Channeling the Ghost of Thomas Kuhn (LODLIB v2.10)

This week’s LODLIB spices things up with numerous inspirational/illuminating quotations from Thomas Kuhn’s The Structure of Scientific Revolutions strewn throughout Part One of our LODLIB. These quotations inherently convey an outlandish confidence from someone who really thinks to be leading a scientific revolution in the study of the Gospels. Whether our five hypotheses, triangulation theorem, and various other proofs and methods are mostly right or mostly wrong, the field will eventually decide! All I can do is keep writing and moving forward.

This week’s LODLIB also contains our author’s submitted version of a short data paper introducing datasets based on Roth’s 2015 edition of GMarc. As the peer-review process begins, we publicly welcome Roth and/or Brill’s copyright office to discuss copyright permissions.
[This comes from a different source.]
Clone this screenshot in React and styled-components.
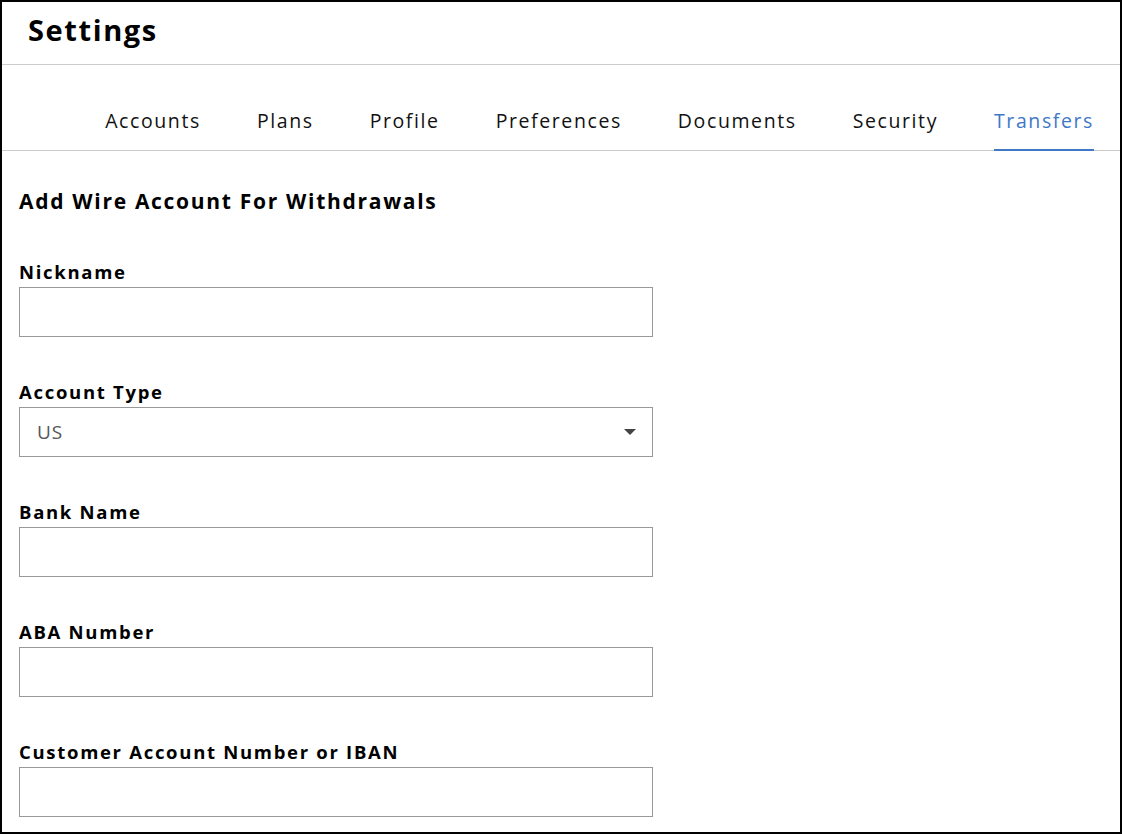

If accepted for peer-review and publication, our normalized datasets have a very strong Fair Use argument (transformational use, non-profit educational purpose, proportionality, no negative–and quite likely positive!–commercial/market impact, etc.). Thus it may be completely unnecessary to get formal copyright permissions, but we want to practice good academic neighborliness and open up opportunities for dialogue and even collaboration, including the possibility of co-authorship credit for the normalized datasets. We are more than happy to share credit. Humanities scholarship–especially when it becomes Open Data Science–is inherently and inevitably interdependent and convivial work.

Our process here underlines the vital, constitutional good of scientific progress served from open, normalized datasets of GMarc being made available to the global public. Thus far, after two unanswered inquiries, Brill has tacitly declined to make Roth’s concluding reconstruction or entire book open access.

Also salient here is that Roth’s reconstruction is (according to an automated document comparison tool we ran) 77% identical to the Harnack datasets that are based on a public domain work and are now peer-reviewed and published through the Journal of Open Humanities Data and Harvard Dataverse. Our more detailed analysis shows very high levels of correlation between the Harnack and Roth datasets on numerous other metrics.

Thus there are two theories of the case: 1) Roth’s reconstruction is highly derivative of Harnack’s reconstruction, and thus any normalized datasets based on Roth’s reconstruction are actually far more derivative of Harnack’s work than Roth’s; 2) the data underlying both of these GMarc reconstructions is sufficiently clear and consistent that any reconstruction should be expected to overlap considerably with another reconstruction. Given the wide disparities between recent GMarc reconstructions, the first theory is the far stronger.